--- Start of Dataset entries ---
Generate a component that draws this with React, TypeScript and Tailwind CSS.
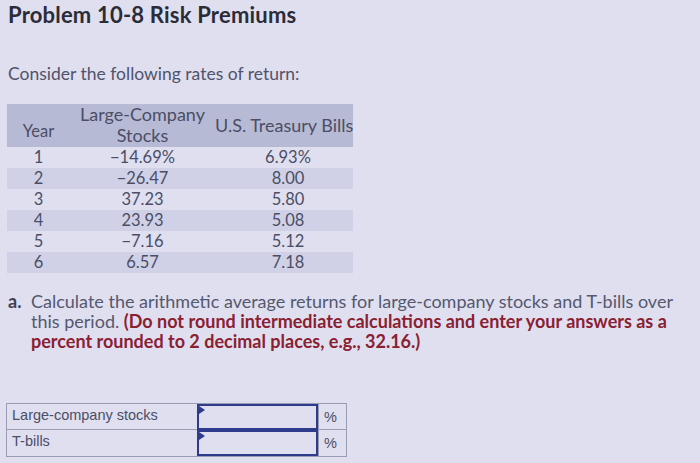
--- End of Dataset entries ---
--- Start of Dataset entries ---
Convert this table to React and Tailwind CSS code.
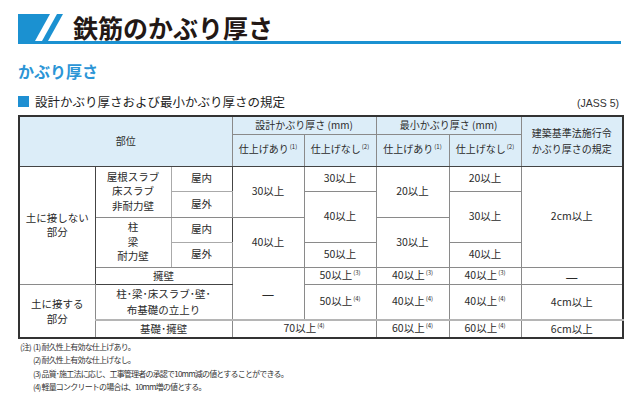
--- End of Dataset entries ---
--- Start of Dataset entries ---
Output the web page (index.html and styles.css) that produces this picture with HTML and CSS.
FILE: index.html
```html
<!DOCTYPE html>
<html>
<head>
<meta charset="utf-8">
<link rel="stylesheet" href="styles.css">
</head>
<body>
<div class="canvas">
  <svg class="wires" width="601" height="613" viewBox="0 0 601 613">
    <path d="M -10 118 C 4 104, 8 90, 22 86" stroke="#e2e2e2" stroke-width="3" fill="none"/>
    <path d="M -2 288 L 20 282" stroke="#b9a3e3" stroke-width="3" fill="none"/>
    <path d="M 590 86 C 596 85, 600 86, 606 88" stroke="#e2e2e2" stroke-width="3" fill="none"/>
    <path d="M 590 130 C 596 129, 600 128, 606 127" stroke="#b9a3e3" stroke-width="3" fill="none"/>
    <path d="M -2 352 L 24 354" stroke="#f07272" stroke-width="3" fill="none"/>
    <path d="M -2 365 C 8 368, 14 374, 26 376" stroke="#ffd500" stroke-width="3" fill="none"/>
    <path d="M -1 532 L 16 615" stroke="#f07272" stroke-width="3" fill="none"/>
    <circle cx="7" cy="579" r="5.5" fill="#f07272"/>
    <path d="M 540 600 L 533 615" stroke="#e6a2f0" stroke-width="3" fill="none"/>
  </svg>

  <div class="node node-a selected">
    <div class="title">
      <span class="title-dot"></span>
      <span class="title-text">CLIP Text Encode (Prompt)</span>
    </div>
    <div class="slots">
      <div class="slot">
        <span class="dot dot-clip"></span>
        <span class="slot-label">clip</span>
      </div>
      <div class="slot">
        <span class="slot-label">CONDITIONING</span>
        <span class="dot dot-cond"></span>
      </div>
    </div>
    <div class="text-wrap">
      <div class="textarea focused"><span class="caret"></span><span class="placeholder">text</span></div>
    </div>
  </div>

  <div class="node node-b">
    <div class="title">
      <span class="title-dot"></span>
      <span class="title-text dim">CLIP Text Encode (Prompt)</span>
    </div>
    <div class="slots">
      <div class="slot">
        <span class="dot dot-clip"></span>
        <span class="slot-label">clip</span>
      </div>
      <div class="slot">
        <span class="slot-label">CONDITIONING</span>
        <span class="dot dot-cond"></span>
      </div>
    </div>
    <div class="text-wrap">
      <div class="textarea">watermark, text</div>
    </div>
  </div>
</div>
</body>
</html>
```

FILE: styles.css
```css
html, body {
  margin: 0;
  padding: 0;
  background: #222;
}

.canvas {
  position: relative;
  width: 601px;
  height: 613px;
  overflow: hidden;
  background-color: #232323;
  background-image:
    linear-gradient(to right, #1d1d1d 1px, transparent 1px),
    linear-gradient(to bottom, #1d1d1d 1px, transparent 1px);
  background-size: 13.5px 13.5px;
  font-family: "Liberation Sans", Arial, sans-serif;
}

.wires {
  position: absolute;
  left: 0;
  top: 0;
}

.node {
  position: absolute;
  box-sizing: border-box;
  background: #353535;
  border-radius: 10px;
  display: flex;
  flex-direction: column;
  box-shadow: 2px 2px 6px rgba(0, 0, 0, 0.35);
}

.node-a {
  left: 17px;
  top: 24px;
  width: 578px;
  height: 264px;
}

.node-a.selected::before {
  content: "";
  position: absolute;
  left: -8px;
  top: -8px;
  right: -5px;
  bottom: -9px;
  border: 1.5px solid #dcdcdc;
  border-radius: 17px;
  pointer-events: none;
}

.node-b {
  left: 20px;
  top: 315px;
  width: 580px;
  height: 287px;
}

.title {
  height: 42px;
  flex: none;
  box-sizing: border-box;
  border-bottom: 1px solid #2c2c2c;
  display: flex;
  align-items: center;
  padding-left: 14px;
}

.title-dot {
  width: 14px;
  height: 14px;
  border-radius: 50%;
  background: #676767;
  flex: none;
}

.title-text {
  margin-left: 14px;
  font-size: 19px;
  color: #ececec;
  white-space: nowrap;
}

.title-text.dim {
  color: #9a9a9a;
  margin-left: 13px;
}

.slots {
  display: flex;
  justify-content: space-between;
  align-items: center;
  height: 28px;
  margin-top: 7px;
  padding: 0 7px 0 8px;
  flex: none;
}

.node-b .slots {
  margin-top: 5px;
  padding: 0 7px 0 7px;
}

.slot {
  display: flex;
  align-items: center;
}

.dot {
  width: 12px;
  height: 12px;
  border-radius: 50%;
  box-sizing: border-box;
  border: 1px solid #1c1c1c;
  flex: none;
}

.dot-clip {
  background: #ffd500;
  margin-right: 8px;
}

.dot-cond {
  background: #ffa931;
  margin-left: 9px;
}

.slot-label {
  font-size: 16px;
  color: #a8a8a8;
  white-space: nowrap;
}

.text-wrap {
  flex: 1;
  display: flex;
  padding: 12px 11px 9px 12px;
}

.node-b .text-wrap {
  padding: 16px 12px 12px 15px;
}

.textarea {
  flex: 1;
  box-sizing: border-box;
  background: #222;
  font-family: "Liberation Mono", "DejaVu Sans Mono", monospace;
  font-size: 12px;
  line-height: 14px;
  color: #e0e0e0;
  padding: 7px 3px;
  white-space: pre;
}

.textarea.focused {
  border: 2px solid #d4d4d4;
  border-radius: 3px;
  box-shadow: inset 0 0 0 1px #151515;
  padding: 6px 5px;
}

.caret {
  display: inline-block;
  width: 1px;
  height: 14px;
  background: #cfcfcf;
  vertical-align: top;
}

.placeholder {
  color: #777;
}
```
--- End of Dataset entries ---
■ Written instruction: Count the lines in the records above that hold the word "Tailwind", and give only that number.

■ Response below: 2